The white-on-red Futura look associated with Supreme is, of course, artist Barbara Kruger’s invention, though this didn’t stop Supreme from attempting to sue a designer for infringing their copyright on a style they appropriated in the first place. Kruger, for her part, got into the fray by publicly calling out the litigious Supreme crew and brilliantly responding to a reporter’s request for comment with a blank Word file titled “fools.doc.” If Genzken is providing oblique commentary here, one presumes she’s in solidarity with Kruger, her contemporary.

Almost all of the work in the show at Zwirner is from this year or the last: the Schauspieler (Actors) as well as paintings, assemblages, and a selection of weighty but unfinished-looking concrete sculptures. The exhibition derives its name, Sky Energy, from a sketch for an unproduced screenplay written by the artist in the mid-1990s, Sky (Fragments for a movie); it also evokes a Genzken exhibition from 1993, titled Everyone requires at least one window. Revolving around a shady secret in a suburban home, Genzken’s unrealized script invokes several themes that animate the works now on view, including the cat-and-mouse interplays between public and private, and surface and façade. Windows and views play a starring role.

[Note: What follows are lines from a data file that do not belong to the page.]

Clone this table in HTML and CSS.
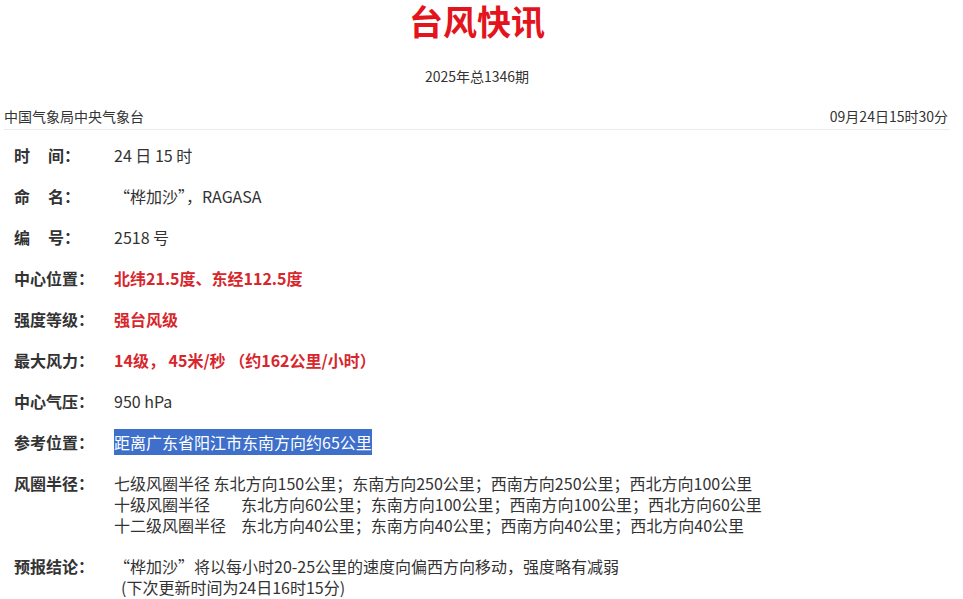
FILE: index.html
```html
<!DOCTYPE html>
<html lang="zh-CN">
<head>
<meta charset="utf-8">
<title>台风快讯</title>
<link rel="stylesheet" href="styles.css">
</head>
<body>
<div class="page">
  <h1 class="title">台风快讯</h1>
  <div class="issue">2025年总1346期</div>
  <div class="meta">
    <span>中国气象局中央气象台</span>
    <span>09月24日15时30分</span>
  </div>
  <div class="rows">
    <div class="label">时<span class="sp"></span>间：</div>
    <div class="value">24 日 15 时</div>

    <div class="label">命<span class="sp"></span>名：</div>
    <div class="value">“桦加沙”，RAGASA</div>

    <div class="label">编<span class="sp"></span>号：</div>
    <div class="value">2518 号</div>

    <div class="label">中心位置：</div>
    <div class="value red">北纬21.5度、东经112.5度</div>

    <div class="label">强度等级：</div>
    <div class="value red">强台风级</div>

    <div class="label">最大风力：</div>
    <div class="value red">14级， 45米/秒 （约162公里/小时）</div>

    <div class="label">中心气压：</div>
    <div class="value">950 hPa</div>

    <div class="label">参考位置：</div>
    <div class="value"><span class="sel">距离广东省阳江市东南方向约65公里</span></div>

    <div class="label">风圈半径：</div>
    <div class="value">
      <div class="line"><span class="lv">七级风圈半径 </span>东北方向150公里；东南方向250公里；西南方向250公里；西北方向100公里</div>
      <div class="line"><span class="lv fixed">十级风圈半径</span>东北方向60公里；东南方向100公里；西南方向100公里；西北方向60公里</div>
      <div class="line"><span class="lv fixed">十二级风圈半径</span>东北方向40公里；东南方向40公里；西南方向40公里；西北方向40公里</div>
    </div>

    <div class="label">预报结论：</div>
    <div class="value">
      <div class="line">“桦加沙”将以每小时20-25公里的速度向偏西方向移动，强度略有减弱</div>
      <div class="line note">(下次更新时间为24日16时15分)</div>
    </div>
  </div>
</div>
</body>
</html>
```

FILE: styles.css
```css
* { box-sizing: border-box; }
html, body { margin: 0; padding: 0; background: #fff; }
body {
  font-family: "Microsoft YaHei", "Noto Sans CJK SC", "Noto Sans", sans-serif;
  color: #333;
}
.page {
  width: 946px;
  margin-left: 4px;
}
.title {
  margin: 0;
  line-height: 42px;
  text-align: center;
  font-size: 34px;
  font-weight: 700;
  color: #e3141c;
}
.issue {
  margin-top: 24px;
  text-align: center;
  font-size: 14px;
  line-height: 20px;
  color: #333;
}
.meta {
  margin-top: 20px;
  display: flex;
  justify-content: space-between;
  font-size: 14px;
  line-height: 20px;
  padding-bottom: 3px;
  border-bottom: 1px solid #ececec;
  padding-right: 2px;
}
.rows {
  display: grid;
  grid-template-columns: 100px 1fr;
  row-gap: 20px;
  padding-left: 10px;
  padding-top: 15px;
  font-size: 16px;
  line-height: 21px;
}
.label {
  font-weight: 700;
  color: #333;
  white-space: nowrap;
}
.sp { display: inline-block; width: 18px; }
.value { color: #333; }
.line { height: 21px; white-space: nowrap; }
.red { color: #d7262c; font-weight: 700; }
.sel {
  background: #3d6fcb;
  color: #fff;
  padding: 1px 0;
}
.lv { white-space: pre; }
.lv.fixed { display: inline-block; width: 127px; }
.note { padding-left: 7px; }
```
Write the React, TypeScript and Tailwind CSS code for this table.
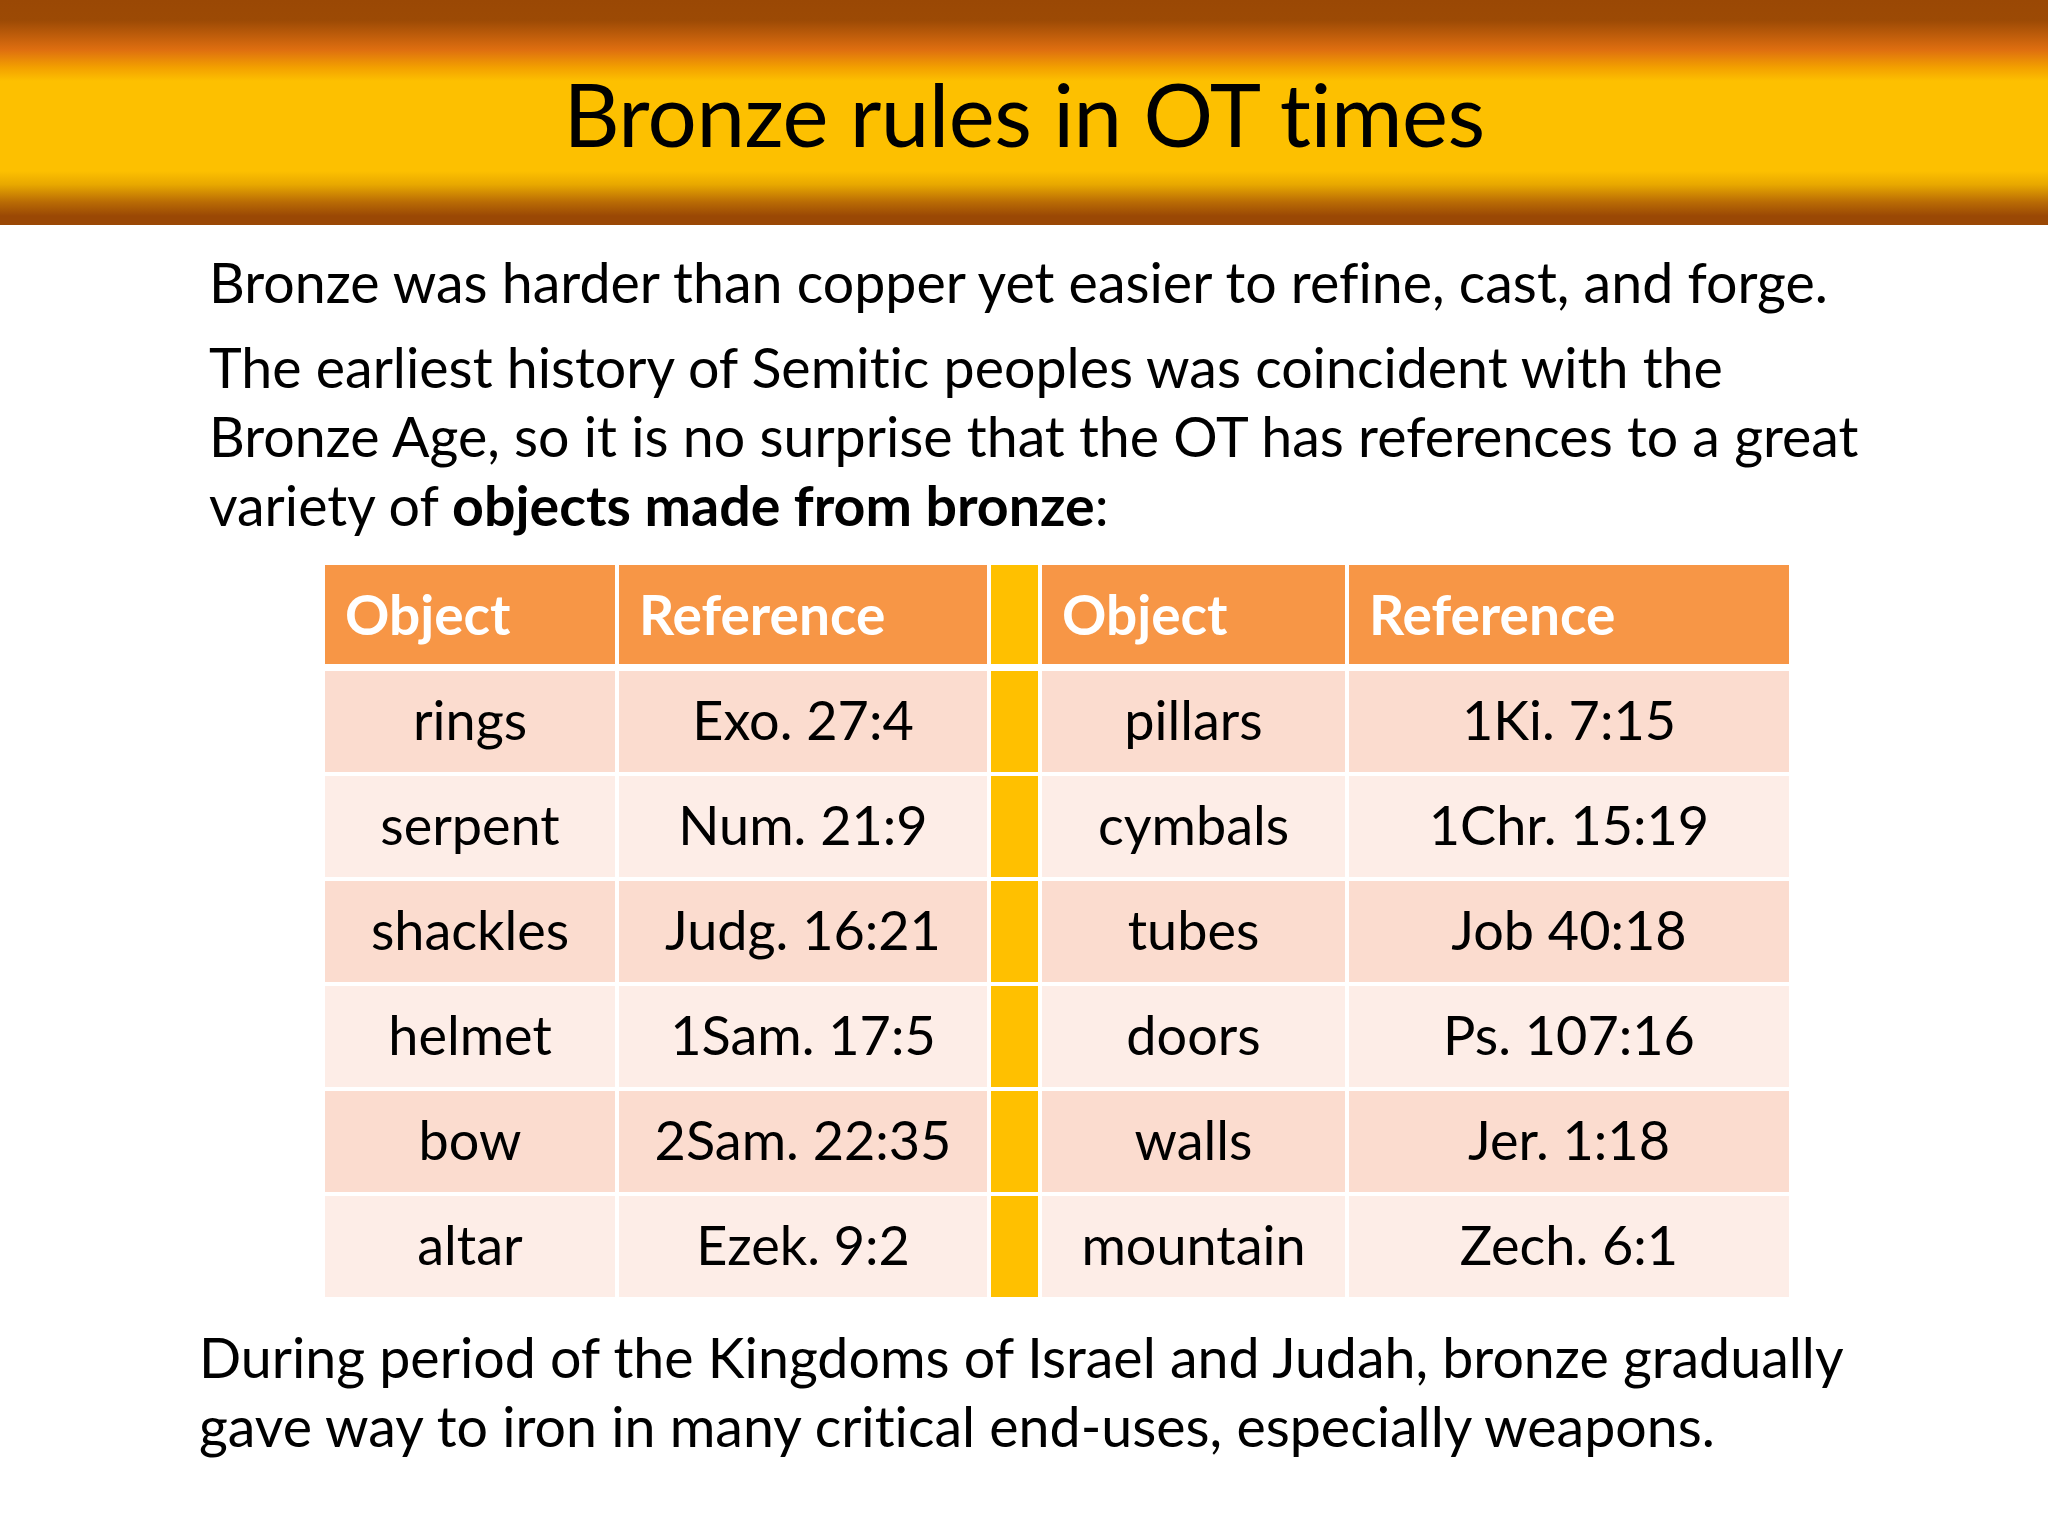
import React from 'react';

const rows = [
  ['rings', 'Exo. 27:4', 'pillars', '1Ki. 7:15'],
  ['serpent', 'Num. 21:9', 'cymbals', '1Chr. 15:19'],
  ['shackles', 'Judg. 16:21', 'tubes', 'Job 40:18'],
  ['helmet', '1Sam. 17:5', 'doors', 'Ps. 107:16'],
  ['bow', '2Sam. 22:35', 'walls', 'Jer. 1:18'],
  ['altar', 'Ezek. 9:2', 'mountain', 'Zech. 6:1'],
];

const gridCols = 'grid grid-cols-[290px_368px_47px_303px_440px] gap-x-[4px]';

export default function App() {
  return (
    <div className="w-[2048px] h-[1536px] bg-white text-black font-['Lato',sans-serif] [font-variant-ligatures:none] overflow-hidden">
      {/* Title bar */}
      <div className="h-[225px] flex items-center justify-center bg-[linear-gradient(to_bottom,#9a4805_0%,#9c4a05_9%,#de6e10_22%,#f3a000_30%,#fdc000_36%,#fdc000_76%,#e8a800_82%,#b86a05_90%,#9a4805_96%,#9a4805_100%)]">
        <h1 className="text-[87px] leading-none pt-[2px] tracking-[-0.5px]">Bronze rules in OT times</h1>
      </div>

      {/* Intro text */}
      <div className="pl-[209px] pt-[22px] text-[55.5px] leading-[69px]">
        <p>Bronze was harder than copper yet easier to refine, cast, and forge.</p>
        <p className="mt-[16px]">
          The earliest history of Semitic peoples was coincident with the
          <br />
          Bronze Age, so it is no surprise that the OT has references to a great
          <br />
          variety of <b className="font-bold">objects made from bronze</b>:
        </p>
      </div>

      {/* Table */}
      <div className="ml-[325px] mt-[26px] w-[1464px] text-[54px]">
        <div className={`${gridCols} h-[99px]`}>
          <div className="bg-[#f79646] text-white font-bold text-[55px] flex items-center pl-[20px]">Object</div>
          <div className="bg-[#f79646] text-white font-bold text-[55px] flex items-center pl-[20px]">Reference</div>
          <div className="bg-[#ffc000]" />
          <div className="bg-[#f79646] text-white font-bold text-[55px] flex items-center pl-[20px]">Object</div>
          <div className="bg-[#f79646] text-white font-bold text-[55px] flex items-center pl-[20px]">Reference</div>
        </div>
        <div className="mt-[7px] flex flex-col gap-[4px]">
          {rows.map((r, i) => {
            const bg = i % 2 === 0 ? 'bg-[#fbdccf]' : 'bg-[#fdede7]';
            return (
              <div key={i} className={`${gridCols} h-[101px]`}>
                <div className={`${bg} flex items-center justify-center pb-[5px]`}>{r[0]}</div>
                <div className={`${bg} flex items-center justify-center pb-[5px]`}>{r[1]}</div>
                <div className="bg-[#ffc000]" />
                <div className={`${bg} flex items-center justify-center pb-[5px]`}>{r[2]}</div>
                <div className={`${bg} flex items-center justify-center pb-[5px]`}>{r[3]}</div>
              </div>
            );
          })}
        </div>
      </div>

      {/* Closing text */}
      <div className="pl-[199px] pt-[25px] text-[55.5px] leading-[69px]">
        <p>
          During period of the Kingdoms of Israel and Judah, bronze gradually
          <br />
          gave way to iron in many critical end-uses, especially weapons.
        </p>
      </div>
    </div>
  );
}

Rather than positing any particular angle in her work, Genzken literally frames multiple angles. There are, for example, eight large concrete sculptures here, all of which have differently shaped holes to look through. Four of them resemble gigantic hinged picture frames or dressing-room mirrors, angled to provide an assortment of views. What’s being framed could be a projection screen, a gauze scrim, a mirror, a photograph or painting, or a transparent pane of glass. But Genzken gives us none of these. Looking at, or through, the sculptures, one faces either in, or out, or both, or neither. There’s no single, correct way of positioning oneself in relation to the gray, industrial solidity of Genzken’s frames; these assertive structures place unavoidable emphasis on human physicality.

Genzken’s import is no longer up for debate. Her full-dress retrospective at MoMA in 2013, in addition to a lifetime of awards and critical plaudits, demonstrates her rightful place in the contemporary canon. Her particular elusiveness and allusiveness, however, take on special significance in our 2018, dominated as it is by the post-factual and the outright fake. But lest the artist seem aloof, she includes in this show a work she’s shown before, a highly personal exploration of the possibilities of inside and outside. The lone object in the show with a title— X-Ray (1991/2012)—it shows the side of the artist’s head as she sips a glass of wine. Here, as usual with Genzken, it presents the most transparent thing imaginable—yet it still isn’t quite the whole picture.